## Begin EXTRACTED DATA

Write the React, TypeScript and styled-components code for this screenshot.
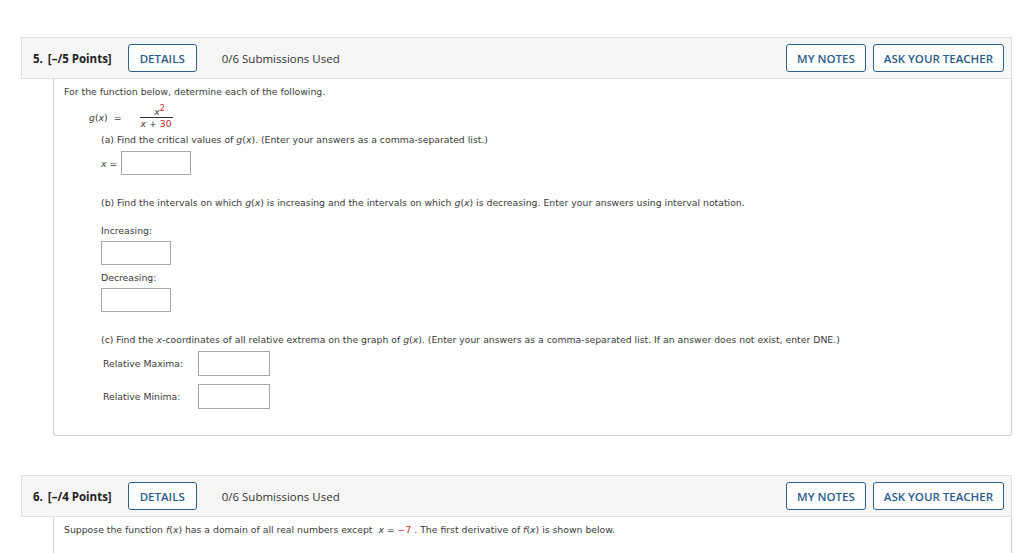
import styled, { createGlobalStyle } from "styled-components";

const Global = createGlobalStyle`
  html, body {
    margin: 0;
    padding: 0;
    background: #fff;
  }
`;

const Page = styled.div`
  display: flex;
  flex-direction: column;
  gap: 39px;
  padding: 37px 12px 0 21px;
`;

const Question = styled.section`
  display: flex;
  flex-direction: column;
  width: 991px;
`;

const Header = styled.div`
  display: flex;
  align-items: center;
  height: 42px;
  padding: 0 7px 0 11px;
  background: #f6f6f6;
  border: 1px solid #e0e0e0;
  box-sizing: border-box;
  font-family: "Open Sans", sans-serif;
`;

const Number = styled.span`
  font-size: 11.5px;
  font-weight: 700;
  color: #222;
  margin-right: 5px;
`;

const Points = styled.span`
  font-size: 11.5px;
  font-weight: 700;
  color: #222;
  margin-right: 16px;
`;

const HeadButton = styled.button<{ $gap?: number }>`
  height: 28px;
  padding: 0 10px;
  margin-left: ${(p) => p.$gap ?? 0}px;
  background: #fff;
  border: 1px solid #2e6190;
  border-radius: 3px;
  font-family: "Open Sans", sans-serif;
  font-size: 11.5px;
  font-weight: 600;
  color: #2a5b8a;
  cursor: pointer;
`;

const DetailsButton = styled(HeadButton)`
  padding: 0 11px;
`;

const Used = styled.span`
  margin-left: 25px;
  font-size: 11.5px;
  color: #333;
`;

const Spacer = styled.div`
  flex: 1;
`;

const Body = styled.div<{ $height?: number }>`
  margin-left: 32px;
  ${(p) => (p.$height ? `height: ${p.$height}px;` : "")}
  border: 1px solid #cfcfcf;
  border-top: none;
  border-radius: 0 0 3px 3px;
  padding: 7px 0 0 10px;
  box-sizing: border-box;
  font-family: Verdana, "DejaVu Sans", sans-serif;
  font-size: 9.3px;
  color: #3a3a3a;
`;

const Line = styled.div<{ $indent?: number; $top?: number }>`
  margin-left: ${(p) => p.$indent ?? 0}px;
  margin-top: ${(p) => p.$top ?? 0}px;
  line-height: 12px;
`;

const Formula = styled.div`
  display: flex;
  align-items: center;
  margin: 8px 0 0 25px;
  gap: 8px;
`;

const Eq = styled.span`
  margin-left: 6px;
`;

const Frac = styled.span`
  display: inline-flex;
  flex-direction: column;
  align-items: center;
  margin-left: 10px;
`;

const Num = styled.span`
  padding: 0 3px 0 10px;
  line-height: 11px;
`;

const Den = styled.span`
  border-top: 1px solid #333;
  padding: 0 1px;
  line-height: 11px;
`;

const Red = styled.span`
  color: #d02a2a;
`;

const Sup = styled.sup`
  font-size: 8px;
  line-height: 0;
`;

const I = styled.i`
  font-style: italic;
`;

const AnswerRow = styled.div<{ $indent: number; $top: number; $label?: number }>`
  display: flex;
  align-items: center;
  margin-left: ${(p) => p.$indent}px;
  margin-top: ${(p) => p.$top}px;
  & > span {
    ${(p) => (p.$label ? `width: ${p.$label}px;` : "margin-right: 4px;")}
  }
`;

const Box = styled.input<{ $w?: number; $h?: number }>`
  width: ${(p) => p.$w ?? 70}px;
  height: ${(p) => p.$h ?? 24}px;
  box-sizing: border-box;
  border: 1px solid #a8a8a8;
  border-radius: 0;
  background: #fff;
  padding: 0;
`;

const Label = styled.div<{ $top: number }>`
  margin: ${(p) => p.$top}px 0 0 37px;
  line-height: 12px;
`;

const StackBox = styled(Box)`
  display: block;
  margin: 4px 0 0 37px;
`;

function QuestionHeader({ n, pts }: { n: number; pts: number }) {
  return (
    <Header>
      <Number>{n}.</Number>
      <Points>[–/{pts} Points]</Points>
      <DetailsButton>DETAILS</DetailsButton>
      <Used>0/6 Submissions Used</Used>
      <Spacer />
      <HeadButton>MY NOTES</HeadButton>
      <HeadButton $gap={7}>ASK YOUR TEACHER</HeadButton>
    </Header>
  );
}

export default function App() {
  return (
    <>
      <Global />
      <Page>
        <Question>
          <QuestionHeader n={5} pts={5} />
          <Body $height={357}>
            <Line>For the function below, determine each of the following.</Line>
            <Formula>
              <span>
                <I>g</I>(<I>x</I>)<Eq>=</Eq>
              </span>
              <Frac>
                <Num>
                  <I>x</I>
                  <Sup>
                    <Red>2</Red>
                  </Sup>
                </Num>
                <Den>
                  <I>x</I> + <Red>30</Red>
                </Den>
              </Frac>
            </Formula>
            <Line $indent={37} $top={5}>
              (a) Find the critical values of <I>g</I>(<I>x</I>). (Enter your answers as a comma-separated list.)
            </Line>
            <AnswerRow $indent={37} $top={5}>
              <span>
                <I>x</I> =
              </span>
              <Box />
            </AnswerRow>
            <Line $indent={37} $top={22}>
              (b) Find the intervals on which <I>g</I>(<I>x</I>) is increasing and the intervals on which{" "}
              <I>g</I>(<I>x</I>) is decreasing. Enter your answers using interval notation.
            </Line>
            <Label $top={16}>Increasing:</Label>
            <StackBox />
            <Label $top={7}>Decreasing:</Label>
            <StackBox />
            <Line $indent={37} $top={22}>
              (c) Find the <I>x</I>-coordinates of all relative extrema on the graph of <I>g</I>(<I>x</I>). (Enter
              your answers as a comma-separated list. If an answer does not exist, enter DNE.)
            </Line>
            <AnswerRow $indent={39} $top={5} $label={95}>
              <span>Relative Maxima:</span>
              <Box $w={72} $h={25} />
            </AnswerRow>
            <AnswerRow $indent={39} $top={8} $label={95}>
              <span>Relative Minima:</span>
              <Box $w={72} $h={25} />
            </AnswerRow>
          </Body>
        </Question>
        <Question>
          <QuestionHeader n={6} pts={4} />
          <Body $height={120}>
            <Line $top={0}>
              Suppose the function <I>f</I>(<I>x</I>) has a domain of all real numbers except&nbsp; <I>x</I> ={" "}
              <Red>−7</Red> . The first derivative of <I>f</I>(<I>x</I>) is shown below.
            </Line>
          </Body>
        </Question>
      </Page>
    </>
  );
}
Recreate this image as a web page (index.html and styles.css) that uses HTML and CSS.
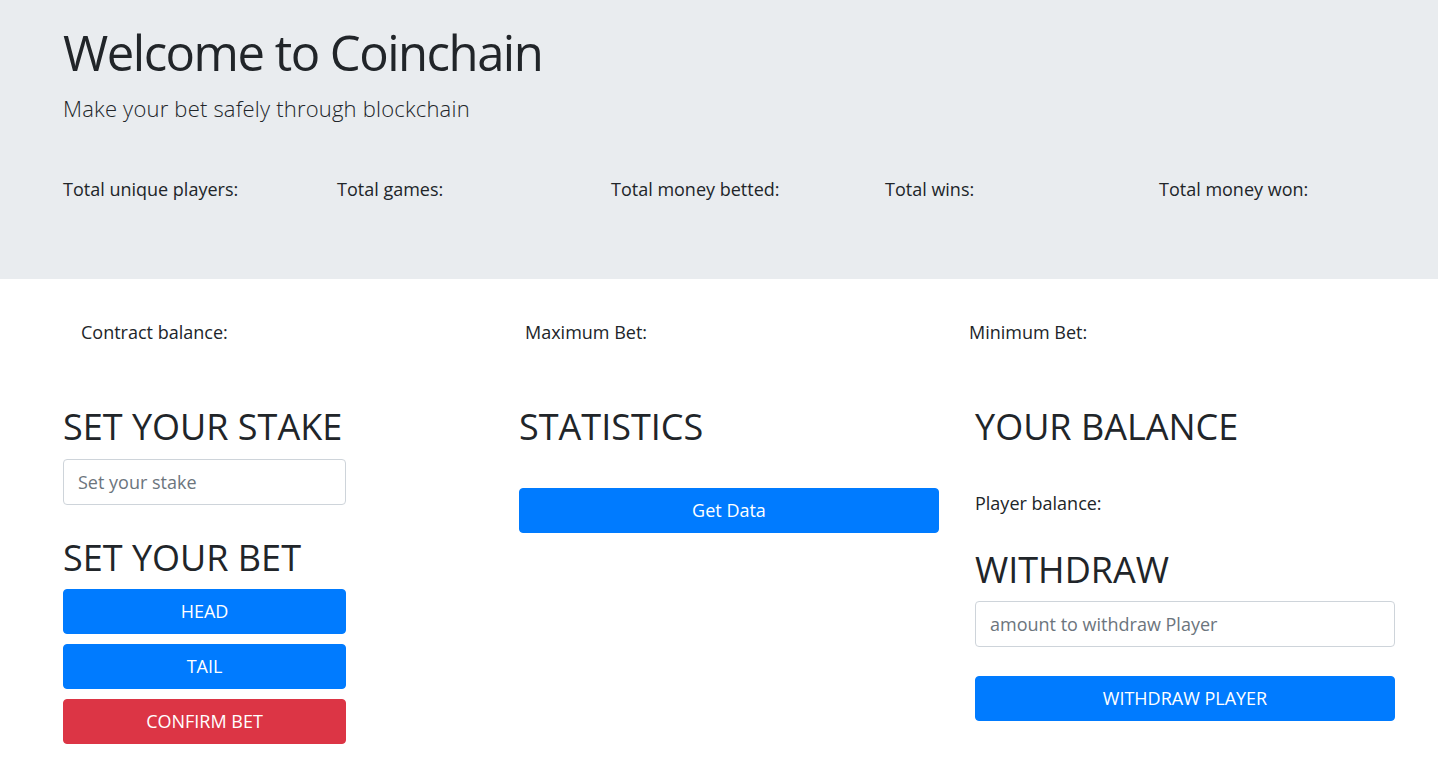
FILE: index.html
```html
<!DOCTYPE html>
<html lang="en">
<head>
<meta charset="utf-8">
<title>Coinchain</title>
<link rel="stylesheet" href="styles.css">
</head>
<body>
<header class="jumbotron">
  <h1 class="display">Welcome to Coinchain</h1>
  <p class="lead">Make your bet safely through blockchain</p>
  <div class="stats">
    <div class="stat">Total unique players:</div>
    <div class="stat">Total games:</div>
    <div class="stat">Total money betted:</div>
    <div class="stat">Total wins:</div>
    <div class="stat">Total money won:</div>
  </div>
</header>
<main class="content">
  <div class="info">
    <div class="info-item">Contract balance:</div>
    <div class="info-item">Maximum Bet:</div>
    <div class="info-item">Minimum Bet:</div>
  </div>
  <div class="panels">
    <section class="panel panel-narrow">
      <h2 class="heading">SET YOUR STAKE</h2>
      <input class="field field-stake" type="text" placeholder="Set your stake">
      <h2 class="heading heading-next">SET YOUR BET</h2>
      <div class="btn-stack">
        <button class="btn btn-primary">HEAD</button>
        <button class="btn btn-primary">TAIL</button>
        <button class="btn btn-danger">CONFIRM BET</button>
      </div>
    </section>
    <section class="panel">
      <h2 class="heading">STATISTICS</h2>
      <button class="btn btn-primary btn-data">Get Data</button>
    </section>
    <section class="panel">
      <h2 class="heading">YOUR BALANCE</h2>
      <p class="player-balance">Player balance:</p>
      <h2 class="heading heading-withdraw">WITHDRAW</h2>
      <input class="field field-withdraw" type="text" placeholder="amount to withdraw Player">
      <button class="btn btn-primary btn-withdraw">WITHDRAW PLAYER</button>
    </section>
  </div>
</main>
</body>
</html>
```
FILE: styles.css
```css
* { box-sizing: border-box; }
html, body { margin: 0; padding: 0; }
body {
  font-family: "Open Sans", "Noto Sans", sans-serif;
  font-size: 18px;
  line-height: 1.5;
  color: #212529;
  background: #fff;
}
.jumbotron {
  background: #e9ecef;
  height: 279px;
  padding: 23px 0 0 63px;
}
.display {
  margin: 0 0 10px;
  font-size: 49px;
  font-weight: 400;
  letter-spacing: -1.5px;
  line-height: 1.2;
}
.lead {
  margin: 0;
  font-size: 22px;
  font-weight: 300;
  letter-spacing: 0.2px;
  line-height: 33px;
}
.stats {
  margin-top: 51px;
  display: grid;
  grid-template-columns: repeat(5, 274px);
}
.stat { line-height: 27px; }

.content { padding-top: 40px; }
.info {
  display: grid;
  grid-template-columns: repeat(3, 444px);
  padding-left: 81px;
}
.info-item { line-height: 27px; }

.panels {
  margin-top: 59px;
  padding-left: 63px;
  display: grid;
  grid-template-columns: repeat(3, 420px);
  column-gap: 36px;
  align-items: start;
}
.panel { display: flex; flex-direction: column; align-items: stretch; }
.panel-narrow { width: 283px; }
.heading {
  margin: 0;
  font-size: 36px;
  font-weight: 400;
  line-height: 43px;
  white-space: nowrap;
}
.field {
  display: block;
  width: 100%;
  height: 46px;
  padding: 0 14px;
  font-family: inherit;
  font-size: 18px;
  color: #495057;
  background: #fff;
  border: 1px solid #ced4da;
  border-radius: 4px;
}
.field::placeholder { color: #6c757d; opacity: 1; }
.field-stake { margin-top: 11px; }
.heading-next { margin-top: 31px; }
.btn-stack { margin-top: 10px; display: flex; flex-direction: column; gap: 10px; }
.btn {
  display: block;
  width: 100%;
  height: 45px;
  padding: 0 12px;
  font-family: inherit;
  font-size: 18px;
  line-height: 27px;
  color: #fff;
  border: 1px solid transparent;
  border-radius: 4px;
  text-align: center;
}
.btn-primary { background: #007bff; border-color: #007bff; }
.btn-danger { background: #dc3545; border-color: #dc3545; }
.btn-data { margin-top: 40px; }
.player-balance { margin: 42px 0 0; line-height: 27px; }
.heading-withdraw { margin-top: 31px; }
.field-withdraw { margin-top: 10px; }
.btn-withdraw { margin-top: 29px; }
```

## End EXTRACTED DATA

On how many lines does the word "this" appear? Answer with only the number.

*THE OUTPUT:* 2